Quanto vale oggi, elettoralmente parlando, Silvio Berlusconi? Quanti voti, quanti consensi è in grado di spostare ancora l’80enne leader di Forza Italia? Dal punto di vista prettamente elettorale non meno del 10% degli italiani – secondo vari e recenti sondaggi – si sentono ancora suoi elettori. E’ questa infatti la soglia minima che, nelle rilevazioni delle ultime settimane, viene attribuita a Forza Italia. Un gruzzolo di consenso tutt’altro che irrilevante in un quadro, quella della battaglia per il referendum del prossimo 4 dicembre, che sembra caratterizzato dalla più assoluta incertezza.
Ecco perché mai come in questo caso quel 10% di elettori che prima di decidere se votare “sì” o “no” alla riforma costituzionale attende l’indicazione di Silvio sarà determinante. Vero: Forza Italia è schierata (ufficialmente) per il “No”. Vero: Renato Brunetta si sta caratterizzando per una battaglia durissima contro la riforma e contro Renzi. Ma vero anche, e soprattutto, che il Caro Leader (anche a causa delle recenti vicissitudini personali) si sta tenendo alla larga dalla battaglia politica.
Non solo: ritornato 36 ore fa dagli Stati Uniti, Berlusconi avrebbe dovuto incontrare oggi pomeriggio Matto Salvini e Giorgia Meloni. Il numero uno della Lega e la leader di Fratelli d’Italia contavano di uscire dalla riunione di Milano con un centrodestra ricompattato sul “no”. Ma Berlusconi ha fiutato il trappolone e ha marcato visita: vertice rinviato a data da destinarsi. Il motivo?
Molto semplice: Berlusconi non è per nulla convinto di aggregarsi al variopinto fronte del “no”. E del resto, è difficile dargli torto: i contrari alla riforma sono capitanati da un giornale, “Il Fatto Quotidiano”, che con la prima pagina di questa mattina su Dario Fo e il referendum ha probabilmente messo a segno il primo clamoroso autogol della campagna elettorale, almeno a giudicare dalle reazioni sui social network.
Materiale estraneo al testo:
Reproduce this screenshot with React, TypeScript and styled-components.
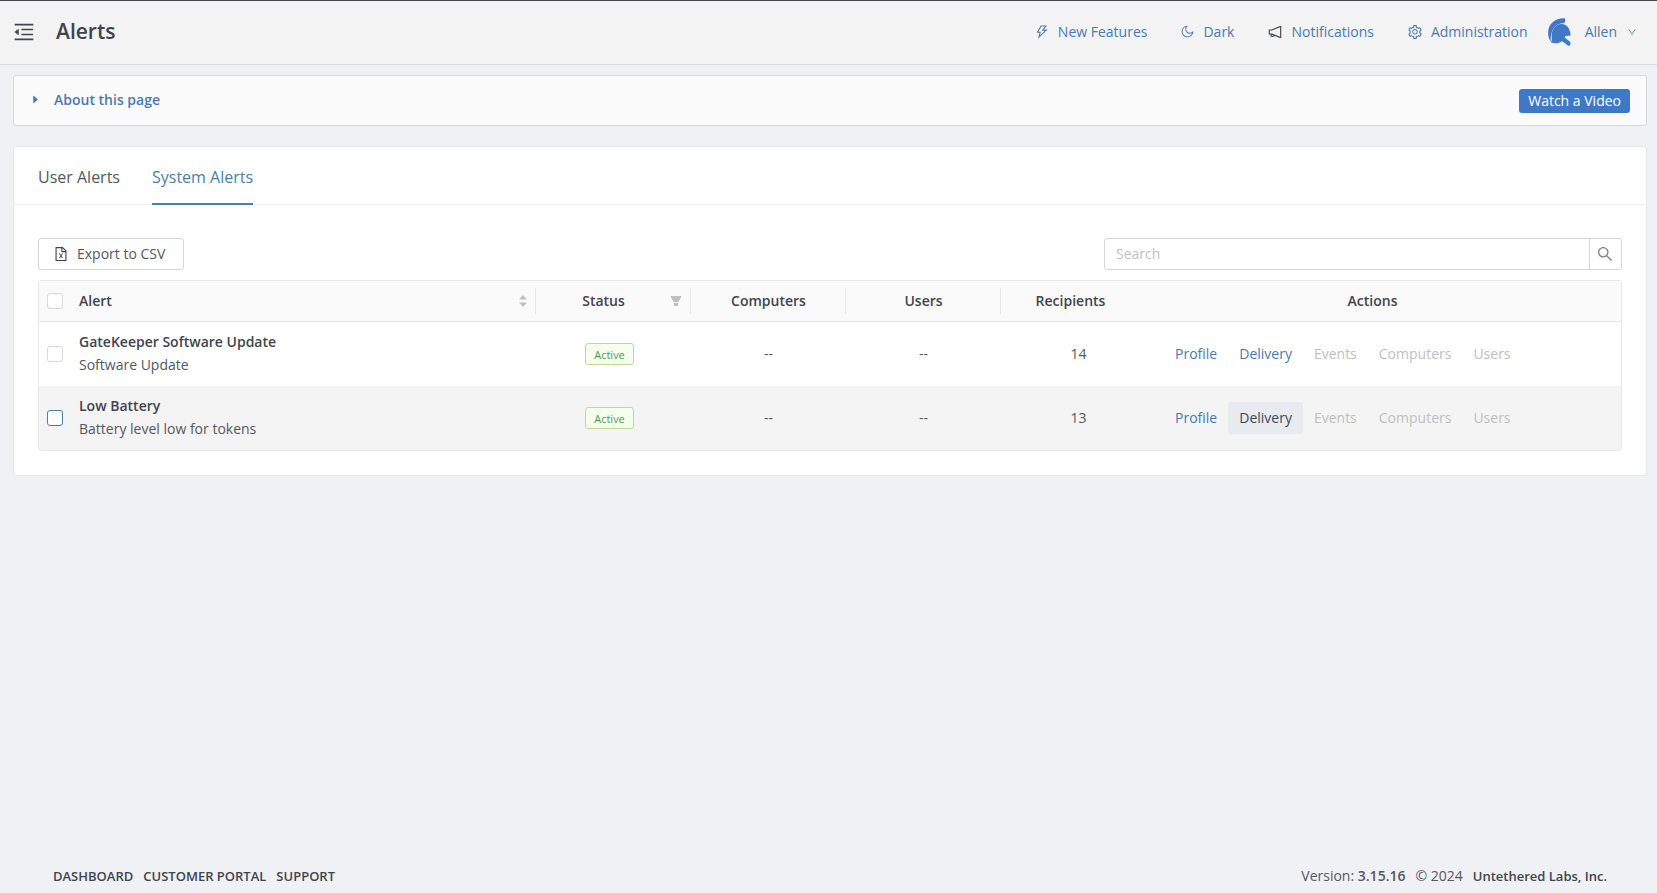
import React from 'react';
import styled, { createGlobalStyle, css } from 'styled-components';
import {
  AiOutlineMenuFold,
  AiOutlineThunderbolt,
  AiOutlineMoon,
  AiOutlineNotification,
  AiOutlineSetting,
  AiOutlineDown,
  AiFillCaretRight,
  AiOutlineFileExcel,
  AiOutlineSearch,
  AiFillFilter,
} from 'react-icons/ai';

const color = {
  text: '#55585f',
  heading: '#41444e',
  blue: '#4a7ab0',
  primary: '#3f79c6',
  tab: '#4c7fa6',
  muted: '#bfbfbf',
  line: '#e8e8e8',
  border: '#d5d7da',
};

const GlobalStyle = createGlobalStyle`
  *, *::before, *::after { box-sizing: border-box; }
  body {
    margin: 0;
    background: #eff1f4;
    color: ${color.text};
    font-family: "Open Sans", "Noto Sans", sans-serif;
    font-size: 14px;
    line-height: 22px;
  }
  button, input { font: inherit; color: inherit; }
  svg { display: block; flex: none; }
`;

const Page = styled.div`
  display: flex;
  flex-direction: column;
  min-height: 100vh;
  border-top: 1px solid #48444c;
`;

const Header = styled.header`
  display: flex;
  align-items: center;
  height: 64px;
  padding: 0 20px 2px 12px;
  background: #f3f3f3;
  border-bottom: 1px solid #d9dbe2;
`;

const IconButton = styled.button`
  display: flex;
  padding: 0;
  border: 0;
  background: none;
  color: ${color.heading};
  cursor: pointer;
`;

const Title = styled.h1`
  flex: 1;
  margin: 0 0 0 20px;
  padding-bottom: 2px;
  color: ${color.heading};
  font-size: 21px;
  line-height: 28px;
  font-weight: 600;
`;

const Nav = styled.nav`
  display: flex;
  align-items: center;
`;

const NavLink = styled.a`
  display: flex;
  align-items: center;
  gap: 8px;
  margin-right: 33px;
  color: ${color.blue};
  text-decoration: none;
  &:nth-last-of-type(1) { margin-right: 20px; }
`;

const UserButton = styled.button`
  display: flex;
  align-items: center;
  gap: 10px;
  padding: 0;
  border: 0;
  background: none;
  color: ${color.blue};
  cursor: pointer;
`;

const Avatar = styled.span`
  margin-right: 4px;
`;

const Main = styled.main`
  flex: 1;
  display: flex;
  flex-direction: column;
  gap: 20px;
  padding: 10px 10px 0 13px;
`;

const About = styled.section`
  display: flex;
  align-items: center;
  justify-content: space-between;
  height: 51px;
  padding: 0 16px;
  background: #fbfbfb;
  border: 1px solid ${color.border};
  border-radius: 3px;
`;

const AboutToggle = styled.button`
  display: flex;
  align-items: center;
  gap: 13px;
  padding: 0 0 2px;
  border: 0;
  background: none;
  color: ${color.blue};
  font-weight: 600;
  cursor: pointer;
`;

const VideoButton = styled.button`
  height: 24px;
  padding: 0 9px;
  border: 0;
  border-radius: 3px;
  background: ${color.primary};
  color: #fff;
  line-height: 24px;
  cursor: pointer;
`;

const Card = styled.section`
  background: #fff;
  border: 1px solid #e6e7ea;
  border-radius: 3px;
`;

const Tabs = styled.div`
  display: flex;
  gap: 32px;
  height: 58px;
  padding: 0 24px;
  border-bottom: 1px solid #f0f0f0;
`;

const Tab = styled.button<{ $active?: boolean }>`
  height: 58px;
  padding: 4px 0 0;
  border: 0;
  border-bottom: 2px solid ${p => (p.$active ? color.tab : 'transparent')};
  background: none;
  color: ${p => (p.$active ? color.tab : color.text)};
  font-size: 16px;
  line-height: 24px;
  cursor: pointer;
`;

const Panel = styled.div`
  padding: 33px 24px 24px;
`;

const Toolbar = styled.div`
  display: flex;
  justify-content: space-between;
  margin-bottom: 10px;
`;

const ExportButton = styled.button`
  display: flex;
  align-items: center;
  gap: 8px;
  height: 32px;
  padding: 0 18px 0 14px;
  border: 1px solid ${color.border};
  border-radius: 3px;
  background: #fff;
  cursor: pointer;
`;

const Search = styled.form`
  display: flex;
  width: 518px;
  height: 32px;
  border: 1px solid ${color.border};
  border-radius: 3px;
`;

const SearchInput = styled.input`
  flex: 1;
  min-width: 0;
  padding: 0 11px;
  border: 0;
  outline: 0;
  background: none;
  &::placeholder { color: ${color.muted}; opacity: 1; }
`;

const SearchButton = styled.button`
  display: flex;
  align-items: center;
  justify-content: center;
  width: 32px;
  padding: 0 2px 0 0;
  border: 0;
  border-left: 1px solid ${color.border};
  background: none;
  color: #858585;
  cursor: pointer;
`;

const Table = styled.table`
  width: 100%;
  table-layout: fixed;
  border-collapse: separate;
  border-spacing: 0;
  border: 1px solid ${color.line};
  border-radius: 3px;
`;

const Col = styled.col<{ $width?: number }>`
  ${p => p.$width && css`width: ${p.$width}px;`}
`;

const Th = styled.th<{ $right?: number }>`
  height: 41px;
  padding: 0 ${p => p.$right ?? 8}px 0 8px;
  background: #fafafa;
  border-bottom: 1px solid ${color.line};
  color: ${color.heading};
  font-weight: 600;
  text-align: center;
`;

const HeadCell = styled.div`
  display: flex;
  align-items: center;
  gap: 6px;
  height: 26px;
  padding-right: 7px;
  border-right: 1px solid ${color.line};
  color: #bfbfbf;
`;

const HeadLabel = styled.span<{ $left?: boolean }>`
  flex: 1;
  color: ${color.heading};
  text-align: ${p => (p.$left ? 'left' : 'center')};
`;

const Row = styled.tr<{ $hover?: boolean }>`
  background: ${p => (p.$hover ? '#f4f4f4' : '#fff')};
`;

const Td = styled.td`
  height: 64px;
  padding: 0 8px;
  text-align: center;
`;

const AlertTd = styled(Td)`
  padding-bottom: 2px;
  text-align: left;
`;

const Check = styled.input<{ $hover?: boolean }>`
  appearance: none;
  display: block;
  width: 16px;
  height: 16px;
  margin: 0;
  border: 1px solid ${p => (p.$hover ? color.tab : '#d9d9d9')};
  border-radius: 3px;
  background: #fff;
`;

const AlertName = styled.div`
  color: ${color.heading};
  font-weight: 600;
  line-height: 24px;
`;

const AlertText = styled.div`
  line-height: 22px;
`;

const Tag = styled.span`
  display: inline-block;
  height: 22px;
  margin-right: 8px;
  padding: 0 8px;
  border: 1px solid #b7dd96;
  border-radius: 3px;
  background: #f6ffed;
  color: #5a9a4c;
  font-size: 11px;
  line-height: 22px;
`;

const Actions = styled.div`
  display: flex;
`;

const Action = styled.button<{ $hover?: boolean }>`
  height: 32px;
  padding: 0 11px;
  border: 0;
  border-radius: 3px;
  background: ${p => (p.$hover ? '#e7ebf0' : 'none')};
  color: ${p => (p.$hover ? '#3d4859' : color.blue)};
  cursor: pointer;
  &:disabled { color: ${color.muted}; cursor: default; }
`;

const Footer = styled.footer`
  display: flex;
  justify-content: space-between;
  padding: 0 50px 6px 53px;
`;

const FooterGroup = styled.div`
  display: flex;
  gap: 10px;
`;

const FooterLink = styled.a`
  color: ${color.heading};
  font-size: 13px;
  font-weight: 600;
  text-decoration: none;
`;

const Version = styled.b`
  font-weight: 600;
`;

const Helmet = () => (
  <svg width="23" height="28" viewBox="0 0 22 27" fill={color.primary} aria-hidden="true">
    <path d="M16 0.300C9 -0.300 2 4 0.500 10.500C-0.500 15 0.200 19.500 2.600 23C2 16 4 10 8.500 6.800C10.500 5.400 13.500 4.800 15.500 5C16.800 3.500 17 1.500 16 0.300Z" />
    <path d="M12.500 5.700C7.500 6.200 4 10.500 3.500 15.500C3.200 19 4 22 2.600 23.500C7 25.200 11 24 13.500 22.300L19.500 26.800C21.500 27.200 22.200 24.500 21.200 23L16 18.800L16.800 17.300L21.800 16.800C21.500 11 18.500 5.500 12.500 5.700Z" />
  </svg>
);

const Sorter = () => (
  <svg width="10" height="14" viewBox="0 0 10 14" fill="currentColor" aria-hidden="true">
    <path d="M5 1L9 5.500H1ZM5 13L1 8.500H9Z" />
  </svg>
);

const FilterIcon = () => <AiFillFilter size={14} aria-hidden="true" />;

const alerts = [
  { name: 'GateKeeper Software Update', text: 'Software Update', recipients: 14, hover: false },
  { name: 'Low Battery', text: 'Battery level low for tokens', recipients: 13, hover: true },
];

export default function App() {
  return (
    <>
      <GlobalStyle />
      <Page>
        <Header>
          <IconButton type="button" aria-label="Collapse menu"><AiOutlineMenuFold size={24} /></IconButton>
          <Title>Alerts</Title>
          <Nav>
            <NavLink href="#features"><AiOutlineThunderbolt size={16} />New Features</NavLink>
            <NavLink href="#dark"><AiOutlineMoon size={15} />Dark</NavLink>
            <NavLink href="#notifications"><AiOutlineNotification size={16} color="#41444e" />Notifications</NavLink>
            <NavLink href="#administration"><AiOutlineSetting size={16} />Administration</NavLink>
            <UserButton type="button">
              <Avatar><Helmet /></Avatar>
              Allen
              <AiOutlineDown size={10} />
            </UserButton>
          </Nav>
        </Header>
        <Main>
          <About>
            <AboutToggle type="button"><AiFillCaretRight size={11} />About this page</AboutToggle>
            <VideoButton type="button">Watch a Video</VideoButton>
          </About>
          <Card>
            <Tabs role="tablist">
              <Tab type="button" role="tab" aria-selected={false}>User Alerts</Tab>
              <Tab type="button" role="tab" aria-selected $active>System Alerts</Tab>
            </Tabs>
            <Panel>
              <Toolbar>
                <ExportButton type="button"><AiOutlineFileExcel size={16} color="#41444e" />Export to CSV</ExportButton>
                <Search>
                  <SearchInput type="text" placeholder="Search" aria-label="Search" />
                  <SearchButton type="button" aria-label="Run search"><AiOutlineSearch size={18} /></SearchButton>
                </Search>
              </Toolbar>
              <Table>
                <colgroup>
                  <Col $width={32} />
                  <Col />
                  <Col $width={155} />
                  <Col $width={155} />
                  <Col $width={155} />
                  <Col $width={155} />
                  <Col $width={465} />
                </colgroup>
                <thead>
                  <tr>
                    <Th><Check type="checkbox" aria-label="Select all alerts" /></Th>
                    <Th $right={0}><HeadCell><HeadLabel $left>Alert</HeadLabel><Sorter /></HeadCell></Th>
                    <Th $right={0}><HeadCell><HeadLabel>Status</HeadLabel><FilterIcon /></HeadCell></Th>
                    <Th $right={0}><HeadCell><HeadLabel>Computers</HeadLabel></HeadCell></Th>
                    <Th $right={0}><HeadCell><HeadLabel>Users</HeadLabel></HeadCell></Th>
                    <Th $right={24}>Recipients</Th>
                    <Th $right={40}>Actions</Th>
                  </tr>
                </thead>
                <tbody>
                  {alerts.map(a => (
                    <Row key={a.name} $hover={a.hover}>
                      <Td><Check type="checkbox" aria-label={`Select ${a.name}`} $hover={a.hover} /></Td>
                      <AlertTd>
                        <AlertName>{a.name}</AlertName>
                        <AlertText>{a.text}</AlertText>
                      </AlertTd>
                      <Td><Tag>Active</Tag></Td>
                      <Td>--</Td>
                      <Td>--</Td>
                      <Td>{a.recipients}</Td>
                      <Td>
                        <Actions>
                          <Action type="button">Profile</Action>
                          <Action type="button" $hover={a.hover}>Delivery</Action>
                          <Action type="button" disabled>Events</Action>
                          <Action type="button" disabled>Computers</Action>
                          <Action type="button" disabled>Users</Action>
                        </Actions>
                      </Td>
                    </Row>
                  ))}
                </tbody>
              </Table>
            </Panel>
          </Card>
        </Main>
        <Footer>
          <FooterGroup>
            <FooterLink href="#dashboard">DASHBOARD</FooterLink>
            <FooterLink href="#portal">CUSTOMER PORTAL</FooterLink>
            <FooterLink href="#support">SUPPORT</FooterLink>
          </FooterGroup>
          <FooterGroup>
            <span>Version: <Version>3.15.16</Version></span>
            <span>© 2024</span>
            <FooterLink href="#company">Untethered Labs, Inc.</FooterLink>
          </FooterGroup>
        </Footer>
      </Page>
    </>
  );
}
Gli altri compagni d’avventura?
Figuriamoci: al di là di Salvini e Meloni, con i quali i rapporti sono tutt’altro che idilliaci, è impensabile che Berlusconi si aggreghi alla gioiosa macchina da guerra capitanata da Marco Travaglio, Massimo d’Alema e Beppe Grillo (per non parlare di Gianfranco Fini). Vero è che tra l’ex premier e quello attuale, Matteo Renzi, i rapporti sono freddi dal momento dell’elezione al Quirinale di Sergio Mattarella; ma è vero pure che i suoi collaboratori più fidati, a partire da Fedele Confalonieri, sono apertamente schierati per il “sì” e non vedono alternative all’attuale governo.
Senza contare che Berlusconi non si “pesa” politicamente solo con i sondaggi ma anche con l’orientamento delle reti Mediaset, fino ad oggi assai morbide con l’attuale inquilino di Palazzo Chigi. E allora? E allora è facile prevedere che Berlusconi (che del resto la riforma costituzionale la vuole) resterà assai defilato dalla campagna elettorale. Non si arruolerà certamente nel “fronte del no” e resterà alla finestra. Il rinvio del vertice di oggi va esattamente in questa direzione. Silvio vuole avere le mani libere, per tornare ad essere decisivo al momento giusto, nell’imminenza del voto, quando il suo potere contrattuale sarà molto più alto.